PROBLEM: Return all of the data exactly, with nothing left out but the pictures.

INFORMATION SHOWN:
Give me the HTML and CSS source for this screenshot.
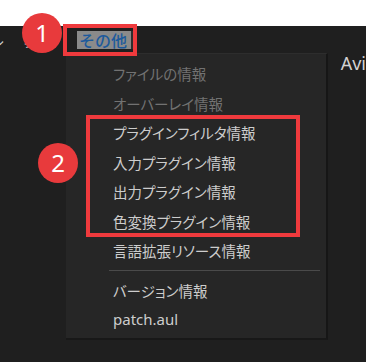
FILE: index.html
```html
<!DOCTYPE html>
<html lang="ja">
<head>
<meta charset="utf-8">
<link rel="stylesheet" href="styles.css">
</head>
<body>
<div class="top"></div>
<div class="app">
  <div class="menubar">
    <span class="mb-item cut">ル</span>
    <span class="mb-item hidden">表示</span>
    <span class="mb-item active"><span class="hl">その他</span><span class="caret"></span></span>
  </div>
  <div class="workspace">
    <div class="left"></div>
    <div class="right"><span class="avi">Avi</span></div>
  </div>

  <div class="dropdown">
    <div class="item disabled">ファイルの情報</div>
    <div class="item disabled">オーバーレイ情報</div>
    <div class="item">プラグインフィルタ情報</div>
    <div class="item">入力プラグイン情報</div>
    <div class="item">出力プラグイン情報</div>
    <div class="item">色変換プラグイン情報</div>
    <div class="item">言語拡張リソース情報</div>
    <div class="sep"></div>
    <div class="item">バージョン情報</div>
    <div class="item latin">patch.aul</div>
  </div>

  <div class="mark box1"></div>
  <div class="mark box2"></div>
  <div class="badge b1">1</div>
  <div class="badge b2">2</div>
</div>
</body>
</html>
```

FILE: styles.css
```css
html, body {
  margin: 0;
  padding: 0;
}
body {
  width: 366px;
  height: 362px;
  overflow: hidden;
  background: #1f1f1f;
  font-family: "Noto Sans CJK JP", sans-serif;
}
.top {
  height: 26px;
  background: #ffffff;
}
.app {
  position: relative;
  height: 336px;
  background: #1f1f1f;
  display: flex;
  flex-direction: column;
}
.menubar {
  height: 27px;
  display: flex;
  align-items: center;
  margin-left: -11px;
  color: #cfcfcf;
  font-size: 15px;
}
.mb-item {
  line-height: 18px;
}
.mb-item.hidden {
  margin-left: 20px;
  font-size: 14px;
}
.mb-item.active {
  display: flex;
  margin-left: 25px;
}
.hl {
  background: #8a8a8a;
  color: #1d5a9c;
  font-size: 16px;
  line-height: 18px;
  padding: 0 4px 0 2px;
  font-weight: 500;
}
.caret {
  width: 4px;
  background: #2e2e2e;
}
.workspace {
  flex: 1;
  display: flex;
}
.left {
  width: 330px;
}
.right {
  flex: 1;
  padding: 0 0 0 13px;
}
.avi {
  display: block;
  margin-top: -2px;
  font-family: "Noto Sans", sans-serif;
  font-size: 18px;
  color: #d2d2d2;
  line-height: 24px;
}
.dropdown {
  position: absolute;
  left: 66px;
  top: 27px;
  width: 260px;
  padding: 5px 0 3px;
  background: #262626;
  border-top: 1px solid #2d2d2d;
  border-right: 2px solid #161616;
  border-bottom: 2px solid #181818;
  font-size: 14.5px;
  font-feature-settings: "palt";
}
.item {
  height: 29.5px;
  line-height: 29.5px;
  padding-left: 47px;
  color: #cdcdcd;
  white-space: nowrap;
}
.item.disabled {
  color: #727272;
}
.item.latin {
  font-family: "Noto Sans", sans-serif;
  font-size: 15px;
}
.sep {
  height: 1px;
  margin: 4px 6px 5px 43px;
  background: #4a4a4a;
}
.mark {
  position: absolute;
  border: 4px solid #ef3a3d;
  box-sizing: border-box;
}
.box1 {
  left: 63px;
  top: -2px;
  width: 74px;
  height: 32px;
}
.box2 {
  left: 86px;
  top: 89px;
  width: 214px;
  height: 122px;
}
.badge {
  position: absolute;
  width: 40px;
  height: 40px;
  border-radius: 50%;
  background: #e83a3c;
  color: #ffffff;
  font-family: "Noto Sans", sans-serif;
  font-size: 24px;
  line-height: 40px;
  text-align: center;
}
.b1 {
  left: 22px;
  top: -13px;
}
.b2 {
  left: 38px;
  top: 117px;
}
```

RESULT BELOW:
Give me the HTML and CSS source for this screenshot.
FILE: index.html
```html
<!DOCTYPE html>
<html lang="ja">
<head>
<meta charset="utf-8">
<link rel="stylesheet" href="styles.css">
</head>
<body>
<div class="top"></div>
<div class="app">
  <div class="menubar">
    <span class="mb-item cut">ル</span>
    <span class="mb-item hidden">表示</span>
    <span class="mb-item active"><span class="hl">その他</span><span class="caret"></span></span>
  </div>
  <div class="workspace">
    <div class="left"></div>
    <div class="right"><span class="avi">Avi</span></div>
  </div>

  <div class="dropdown">
    <div class="item disabled">ファイルの情報</div>
    <div class="item disabled">オーバーレイ情報</div>
    <div class="item">プラグインフィルタ情報</div>
    <div class="item">入力プラグイン情報</div>
    <div class="item">出力プラグイン情報</div>
    <div class="item">色変換プラグイン情報</div>
    <div class="item">言語拡張リソース情報</div>
    <div class="sep"></div>
    <div class="item">バージョン情報</div>
    <div class="item latin">patch.aul</div>
  </div>

  <div class="mark box1"></div>
  <div class="mark box2"></div>
  <div class="badge b1">1</div>
  <div class="badge b2">2</div>
</div>
</body>
</html>
```

FILE: styles.css
```css
html, body {
  margin: 0;
  padding: 0;
}
body {
  width: 366px;
  height: 362px;
  overflow: hidden;
  background: #1f1f1f;
  font-family: "Noto Sans CJK JP", sans-serif;
}
.top {
  height: 26px;
  background: #ffffff;
}
.app {
  position: relative;
  height: 336px;
  background: #1f1f1f;
  display: flex;
  flex-direction: column;
}
.menubar {
  height: 27px;
  display: flex;
  align-items: center;
  margin-left: -11px;
  color: #cfcfcf;
  font-size: 15px;
}
.mb-item {
  line-height: 18px;
}
.mb-item.hidden {
  margin-left: 20px;
  font-size: 14px;
}
.mb-item.active {
  display: flex;
  margin-left: 25px;
}
.hl {
  background: #8a8a8a;
  color: #1d5a9c;
  font-size: 16px;
  line-height: 18px;
  padding: 0 4px 0 2px;
  font-weight: 500;
}
.caret {
  width: 4px;
  background: #2e2e2e;
}
.workspace {
  flex: 1;
  display: flex;
}
.left {
  width: 330px;
}
.right {
  flex: 1;
  padding: 0 0 0 13px;
}
.avi {
  display: block;
  margin-top: -2px;
  font-family: "Noto Sans", sans-serif;
  font-size: 18px;
  color: #d2d2d2;
  line-height: 24px;
}
.dropdown {
  position: absolute;
  left: 66px;
  top: 27px;
  width: 260px;
  padding: 5px 0 3px;
  background: #262626;
  border-top: 1px solid #2d2d2d;
  border-right: 2px solid #161616;
  border-bottom: 2px solid #181818;
  font-size: 14.5px;
  font-feature-settings: "palt";
}
.item {
  height: 29.5px;
  line-height: 29.5px;
  padding-left: 47px;
  color: #cdcdcd;
  white-space: nowrap;
}
.item.disabled {
  color: #727272;
}
.item.latin {
  font-family: "Noto Sans", sans-serif;
  font-size: 15px;
}
.sep {
  height: 1px;
  margin: 4px 6px 5px 43px;
  background: #4a4a4a;
}
.mark {
  position: absolute;
  border: 4px solid #ef3a3d;
  box-sizing: border-box;
}
.box1 {
  left: 63px;
  top: -2px;
  width: 74px;
  height: 32px;
}
.box2 {
  left: 86px;
  top: 89px;
  width: 214px;
  height: 122px;
}
.badge {
  position: absolute;
  width: 40px;
  height: 40px;
  border-radius: 50%;
  background: #e83a3c;
  color: #ffffff;
  font-family: "Noto Sans", sans-serif;
  font-size: 24px;
  line-height: 40px;
  text-align: center;
}
.b1 {
  left: 22px;
  top: -13px;
}
.b2 {
  left: 38px;
  top: 117px;
}
```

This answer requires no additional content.